WHAT YOU ARE ASKED TO DO: Copy every line from the data below in which the string "this" can be found.

THE INPUT:
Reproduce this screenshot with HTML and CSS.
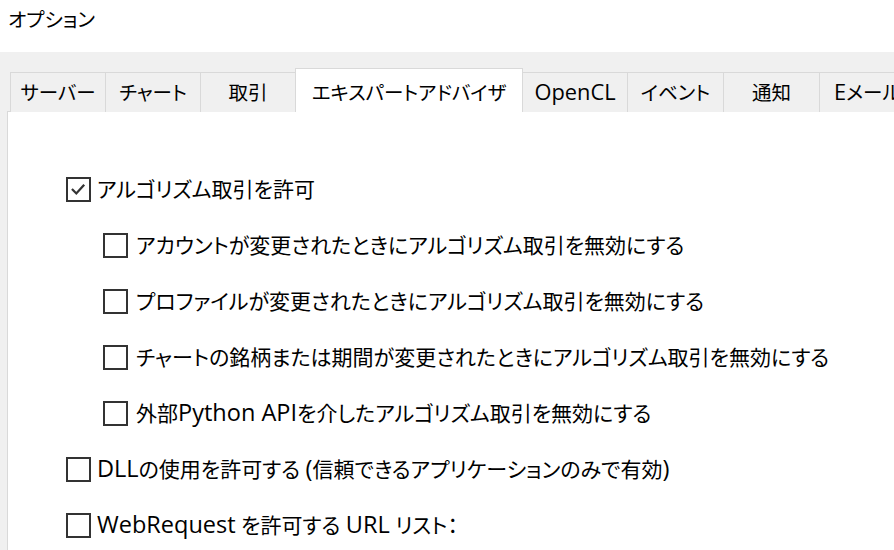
FILE: index.html
```html
<!DOCTYPE html>
<html lang="ja">
<head>
<meta charset="utf-8">
<title>オプション</title>
<link rel="stylesheet" href="styles.css">
</head>
<body>
<div class="window">
  <div class="titlebar">オプション</div>
  <div class="dialog">
    <div class="tabs">
      <div class="tab w95">サーバー</div>
      <div class="tab w95">チャート</div>
      <div class="tab w95">取引</div>
      <div class="tab active">エキスパートアドバイザ</div>
      <div class="tab w105"><span class="lat">OpenCL</span></div>
      <div class="tab w96">イベント</div>
      <div class="tab w96">通知</div>
      <div class="tab wrest"><span class="lat">E</span>メール</div>
    </div>
    <div class="panel">
      <div class="row">
        <span class="box checked"><svg viewBox="0 0 24 24" width="21" height="21"><path d="M4.5 11.5 L9.5 16.5 L18.5 6.5" fill="none" stroke="#333" stroke-width="2.6"/></svg></span>
        <span class="label">アルゴリズム取引を許可</span>
      </div>
      <div class="row sub">
        <span class="box"></span>
        <span class="label">アカウントが変更されたときにアルゴリズム取引を無効にする</span>
      </div>
      <div class="row sub">
        <span class="box"></span>
        <span class="label">プロファイルが変更されたときにアルゴリズム取引を無効にする</span>
      </div>
      <div class="row sub">
        <span class="box"></span>
        <span class="label">チャートの銘柄または期間が変更されたときにアルゴリズム取引を無効にする</span>
      </div>
      <div class="row sub">
        <span class="box"></span>
        <span class="label">外部<span class="lat">Python API</span>を介したアルゴリズム取引を無効にする</span>
      </div>
      <div class="row">
        <span class="box"></span>
        <span class="label"><span class="lat">DLL</span>の使用を許可する <span class="lat">(</span>信頼できるアプリケーションのみで有効<span class="lat">)</span></span>
      </div>
      <div class="row">
        <span class="box"></span>
        <span class="label"><span class="lat">WebRequest</span> を許可する <span class="lat">URL</span> リスト：</span>
      </div>
    </div>
  </div>
</div>
</body>
</html>
```

FILE: styles.css
```css
html, body {
  margin: 0;
  padding: 0;
  background: #ffffff;
}
body {
  width: 894px;
  height: 550px;
  overflow: hidden;
  font-family: "Open Sans", "Noto Sans CJK JP", sans-serif;
  font-feature-settings: "palt";
  color: #000;
}
.window {
  width: 894px;
  height: 550px;
  display: flex;
  flex-direction: column;
  overflow: hidden;
}
.titlebar {
  flex: none;
  height: 52px;
  box-sizing: border-box;
  padding: 6px 0 0 8px;
  font-size: 19.8px;
  line-height: 28px;
  background: #fff;
}
.dialog {
  flex: 1;
  background: #f0f0f0;
  padding: 16px 0 0 7px;
  display: flex;
  flex-direction: column;
  min-width: 0;
  min-height: 0;
  overflow: hidden;
}
.tabs {
  flex: none;
  display: flex;
  align-items: flex-end;
  height: 44px;
  margin-left: 3px;
  position: relative;
  z-index: 2;
  margin-bottom: -1px;
  white-space: nowrap;
}
.tab {
  height: 40px;
  box-sizing: border-box;
  border: 1px solid #d9d9d9;
  border-bottom: none;
  margin-right: -1px;
  background: #f0f0f0;
  font-size: 19.5px;
  line-height: 40px;
  text-align: center;
  flex: none;
}
.w95 { width: 96px; }
.w105 { width: 106px; }
.w96 { width: 97px; }
.wrest { width: 76px; text-align: left; padding-left: 14px; overflow: hidden; }
.tab.active {
  width: 228px;
  height: 44px;
  line-height: 48px;
  background: #fff;
  position: relative;
  z-index: 3;
}
.lat {
  font-size: 1.12em;
  line-height: 1;
}
.panel {
  flex: 1;
  background: #fff;
  border: 1px solid #d9d9d9;
  border-right: none;
  padding: 49px 0 0 58px;
}
.row {
  height: 56px;
  display: flex;
  align-items: center;
  font-size: 21px;
  white-space: nowrap;
}
.row.sub {
  padding-left: 37px;
}
.row.sub .label {
  margin-left: 8px;
}
.box {
  width: 25px;
  height: 25px;
  box-sizing: border-box;
  border: 2px solid #333;
  background: #fff;
  flex: none;
  display: flex;
  align-items: center;
  justify-content: center;
}
.label {
  margin-left: 6px;
  line-height: 28px;
}
```
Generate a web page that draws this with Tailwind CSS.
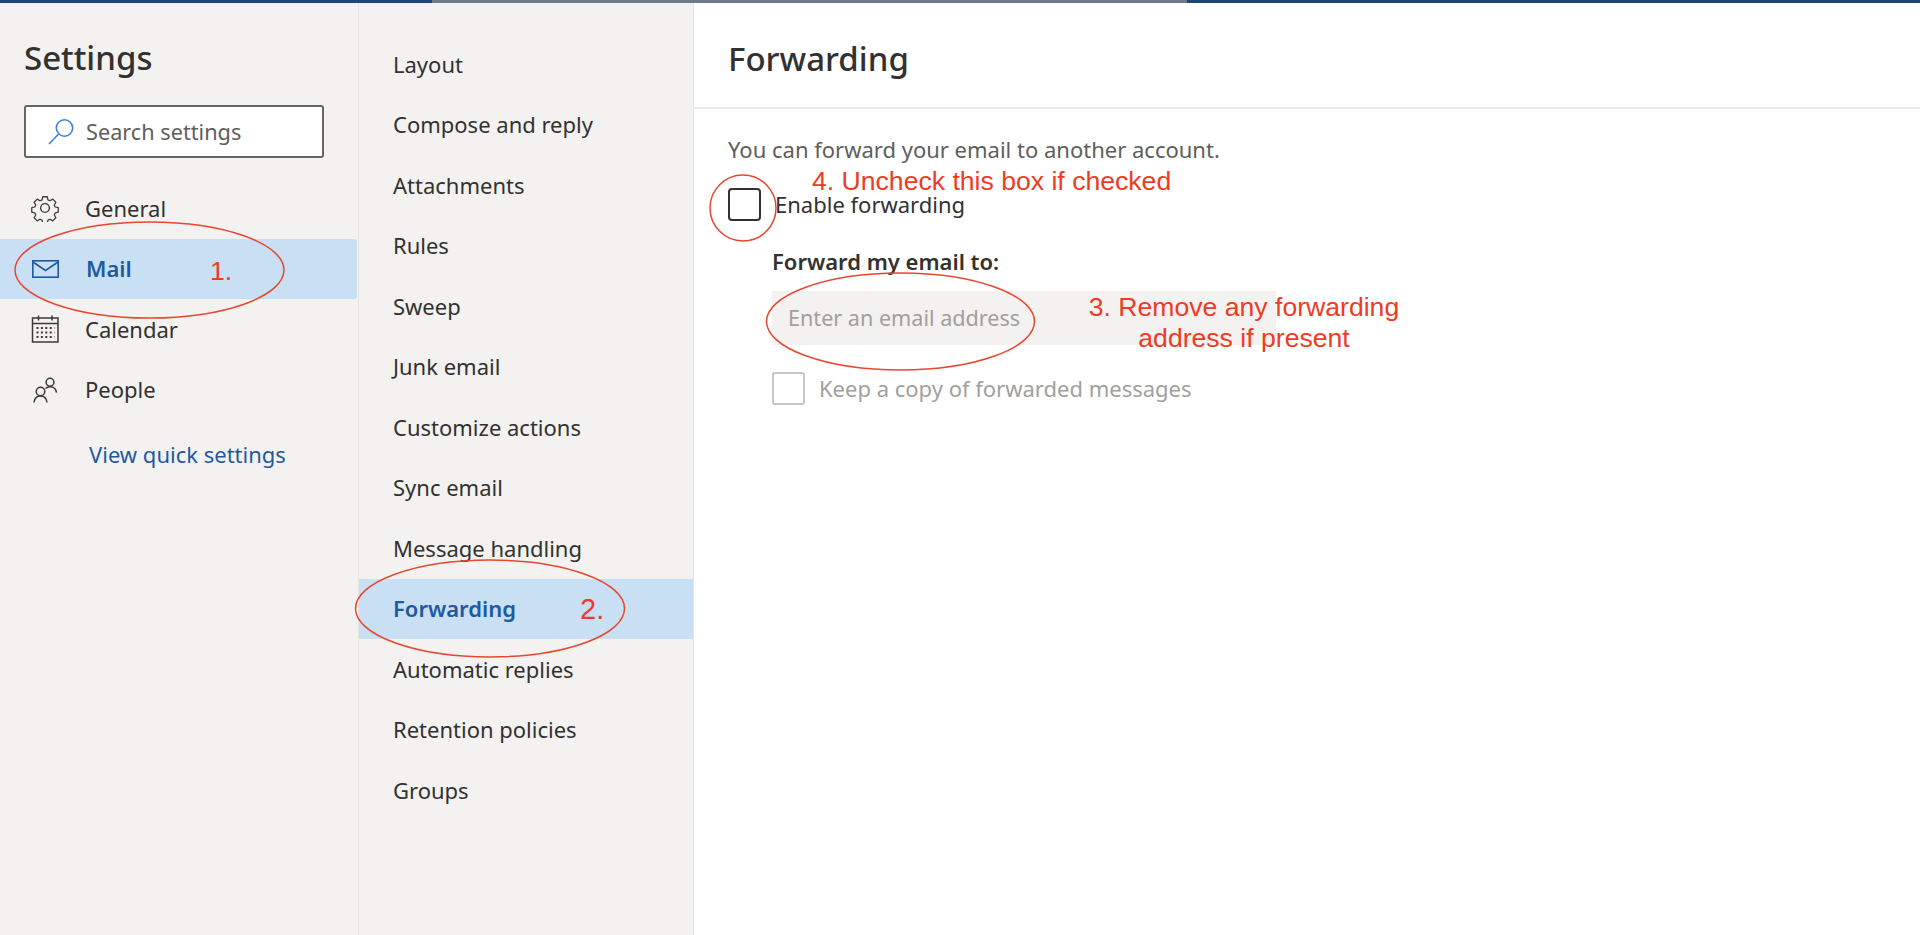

REPLY TO THE EXERCISE:
Reproduce this screenshot with HTML and CSS.
Generate a web page that draws this with Tailwind CSS.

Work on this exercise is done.